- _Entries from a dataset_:
## BEGIN

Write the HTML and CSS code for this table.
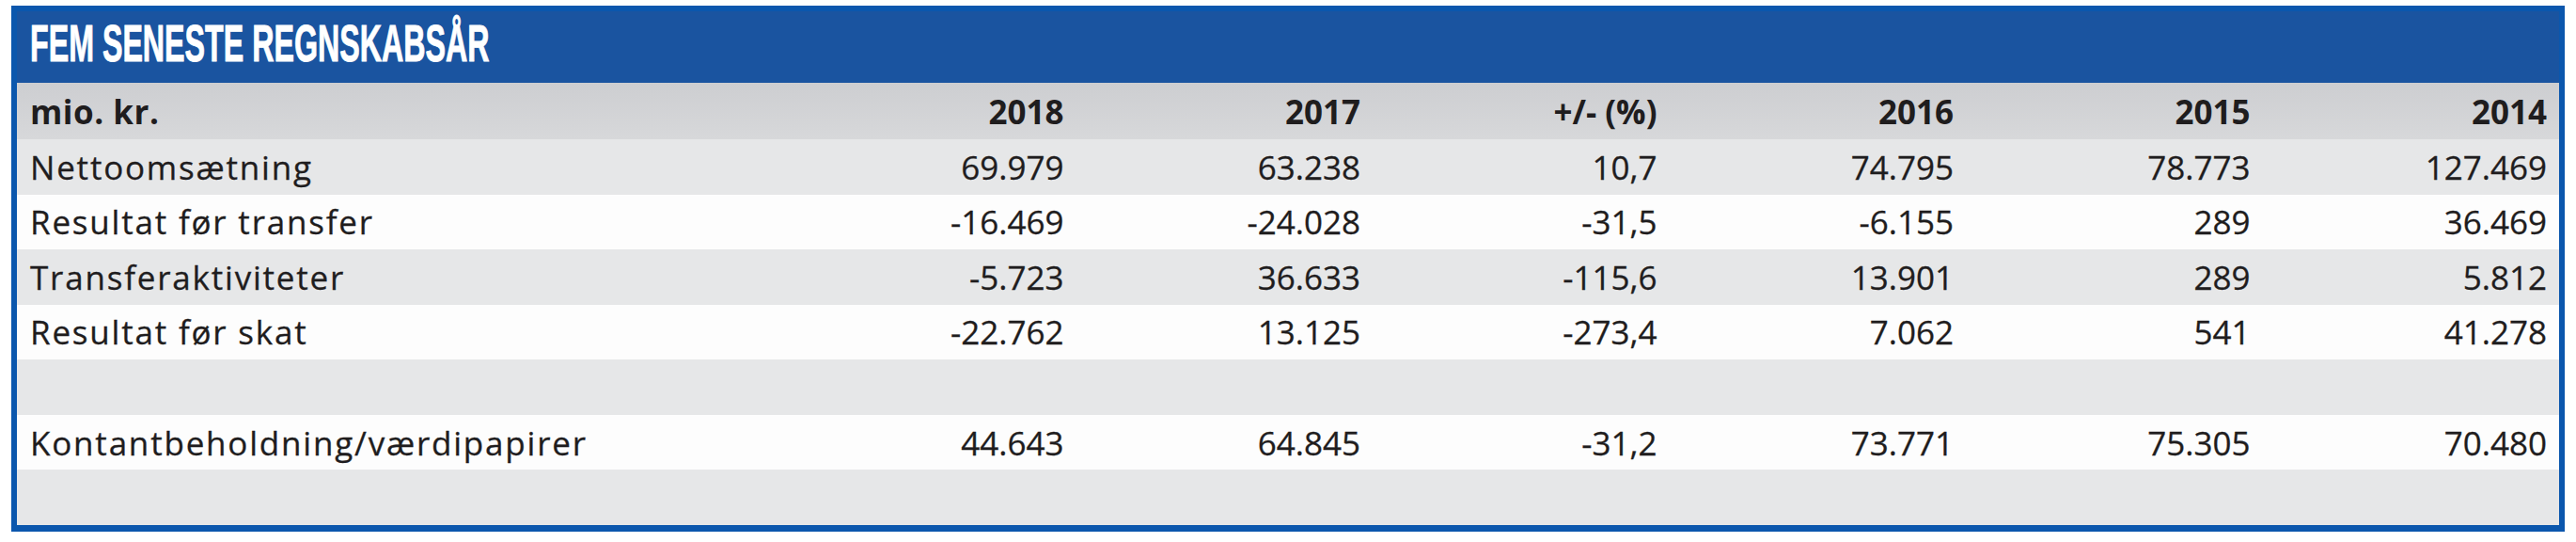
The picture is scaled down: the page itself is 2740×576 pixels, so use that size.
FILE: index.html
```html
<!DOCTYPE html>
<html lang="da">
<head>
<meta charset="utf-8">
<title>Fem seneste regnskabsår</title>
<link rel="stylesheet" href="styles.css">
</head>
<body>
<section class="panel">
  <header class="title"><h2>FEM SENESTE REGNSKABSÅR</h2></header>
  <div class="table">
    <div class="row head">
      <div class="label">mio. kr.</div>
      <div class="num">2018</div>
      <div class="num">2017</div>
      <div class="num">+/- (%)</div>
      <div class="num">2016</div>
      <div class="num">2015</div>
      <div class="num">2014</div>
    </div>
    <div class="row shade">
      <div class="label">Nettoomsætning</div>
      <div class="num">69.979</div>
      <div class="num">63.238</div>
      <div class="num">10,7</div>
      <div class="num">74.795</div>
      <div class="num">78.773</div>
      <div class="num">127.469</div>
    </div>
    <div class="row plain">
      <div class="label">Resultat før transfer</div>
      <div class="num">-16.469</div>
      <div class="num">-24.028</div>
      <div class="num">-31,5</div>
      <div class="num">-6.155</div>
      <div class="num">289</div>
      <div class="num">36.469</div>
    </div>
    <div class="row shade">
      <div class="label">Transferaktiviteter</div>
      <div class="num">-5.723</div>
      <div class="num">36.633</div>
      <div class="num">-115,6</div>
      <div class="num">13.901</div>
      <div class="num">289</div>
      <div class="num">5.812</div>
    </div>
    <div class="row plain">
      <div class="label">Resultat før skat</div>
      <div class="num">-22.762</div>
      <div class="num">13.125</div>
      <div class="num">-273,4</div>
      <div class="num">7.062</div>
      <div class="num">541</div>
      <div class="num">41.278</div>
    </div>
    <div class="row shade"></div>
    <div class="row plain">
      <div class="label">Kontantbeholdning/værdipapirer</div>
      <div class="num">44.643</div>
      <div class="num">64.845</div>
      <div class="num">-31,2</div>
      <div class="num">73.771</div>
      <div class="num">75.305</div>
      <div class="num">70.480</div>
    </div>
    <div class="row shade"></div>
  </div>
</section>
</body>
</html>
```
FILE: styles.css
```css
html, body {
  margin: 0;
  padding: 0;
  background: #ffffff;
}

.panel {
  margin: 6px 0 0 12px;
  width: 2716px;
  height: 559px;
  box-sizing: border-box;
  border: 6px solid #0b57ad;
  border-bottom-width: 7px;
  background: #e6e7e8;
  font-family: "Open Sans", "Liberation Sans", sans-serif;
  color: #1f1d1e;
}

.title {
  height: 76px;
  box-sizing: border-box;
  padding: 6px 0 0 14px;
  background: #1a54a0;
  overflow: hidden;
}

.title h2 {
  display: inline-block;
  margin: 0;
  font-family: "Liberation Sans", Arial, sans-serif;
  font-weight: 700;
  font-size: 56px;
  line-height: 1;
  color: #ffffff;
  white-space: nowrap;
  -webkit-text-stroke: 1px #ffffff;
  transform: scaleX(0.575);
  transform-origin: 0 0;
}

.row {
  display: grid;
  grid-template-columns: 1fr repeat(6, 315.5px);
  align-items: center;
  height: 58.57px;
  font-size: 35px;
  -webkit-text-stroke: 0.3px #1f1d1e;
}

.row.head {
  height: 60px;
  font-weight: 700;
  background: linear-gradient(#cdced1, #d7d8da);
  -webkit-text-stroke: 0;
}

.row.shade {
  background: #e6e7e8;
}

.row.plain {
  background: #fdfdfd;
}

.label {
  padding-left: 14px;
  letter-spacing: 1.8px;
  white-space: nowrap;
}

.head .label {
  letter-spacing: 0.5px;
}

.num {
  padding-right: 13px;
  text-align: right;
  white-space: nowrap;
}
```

## END
## BEGIN

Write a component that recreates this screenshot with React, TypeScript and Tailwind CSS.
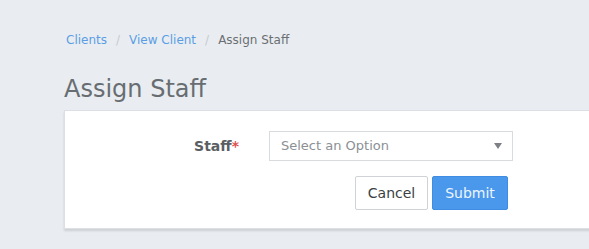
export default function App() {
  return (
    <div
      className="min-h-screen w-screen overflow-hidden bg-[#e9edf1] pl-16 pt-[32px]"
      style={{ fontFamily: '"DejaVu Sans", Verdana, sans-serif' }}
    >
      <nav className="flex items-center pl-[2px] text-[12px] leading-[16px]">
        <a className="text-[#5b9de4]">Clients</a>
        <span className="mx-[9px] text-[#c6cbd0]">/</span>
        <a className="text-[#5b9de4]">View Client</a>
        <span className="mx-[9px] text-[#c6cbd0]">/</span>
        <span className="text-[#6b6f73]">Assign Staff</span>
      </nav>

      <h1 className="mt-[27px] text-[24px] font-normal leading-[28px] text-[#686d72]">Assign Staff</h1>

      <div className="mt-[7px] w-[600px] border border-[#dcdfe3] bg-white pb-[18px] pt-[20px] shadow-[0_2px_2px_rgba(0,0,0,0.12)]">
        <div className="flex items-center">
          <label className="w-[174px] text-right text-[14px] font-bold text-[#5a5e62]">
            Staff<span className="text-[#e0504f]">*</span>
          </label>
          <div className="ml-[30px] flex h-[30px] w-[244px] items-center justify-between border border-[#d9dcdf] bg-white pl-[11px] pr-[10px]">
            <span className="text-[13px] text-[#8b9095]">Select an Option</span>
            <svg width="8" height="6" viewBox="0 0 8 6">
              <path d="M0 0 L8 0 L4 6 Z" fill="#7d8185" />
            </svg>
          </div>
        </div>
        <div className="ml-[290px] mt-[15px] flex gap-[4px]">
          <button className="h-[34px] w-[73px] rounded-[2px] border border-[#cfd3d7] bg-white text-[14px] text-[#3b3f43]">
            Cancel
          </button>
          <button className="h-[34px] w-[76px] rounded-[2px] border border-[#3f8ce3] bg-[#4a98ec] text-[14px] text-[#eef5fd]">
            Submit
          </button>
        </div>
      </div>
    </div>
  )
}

## END

- _PROBLEM TO SOLVE_: Extract exactly, and only, the lines from the one with "Write a component" to the one with "text-[24px] font-normal leading-[28px]", both ends counted. Leave the images behind.

- _EXPECTED ANSWER_:
Write a component that recreates this screenshot with React, TypeScript and Tailwind CSS.
export default function App() {
  return (
    <div
      className="min-h-screen w-screen overflow-hidden bg-[#e9edf1] pl-16 pt-[32px]"
      style={{ fontFamily: '"DejaVu Sans", Verdana, sans-serif' }}
    >
      <nav className="flex items-center pl-[2px] text-[12px] leading-[16px]">
        <a className="text-[#5b9de4]">Clients</a>
        <span className="mx-[9px] text-[#c6cbd0]">/</span>
        <a className="text-[#5b9de4]">View Client</a>
        <span className="mx-[9px] text-[#c6cbd0]">/</span>
        <span className="text-[#6b6f73]">Assign Staff</span>
      </nav>

      <h1 className="mt-[27px] text-[24px] font-normal leading-[28px] text-[#686d72]">Assign Staff</h1>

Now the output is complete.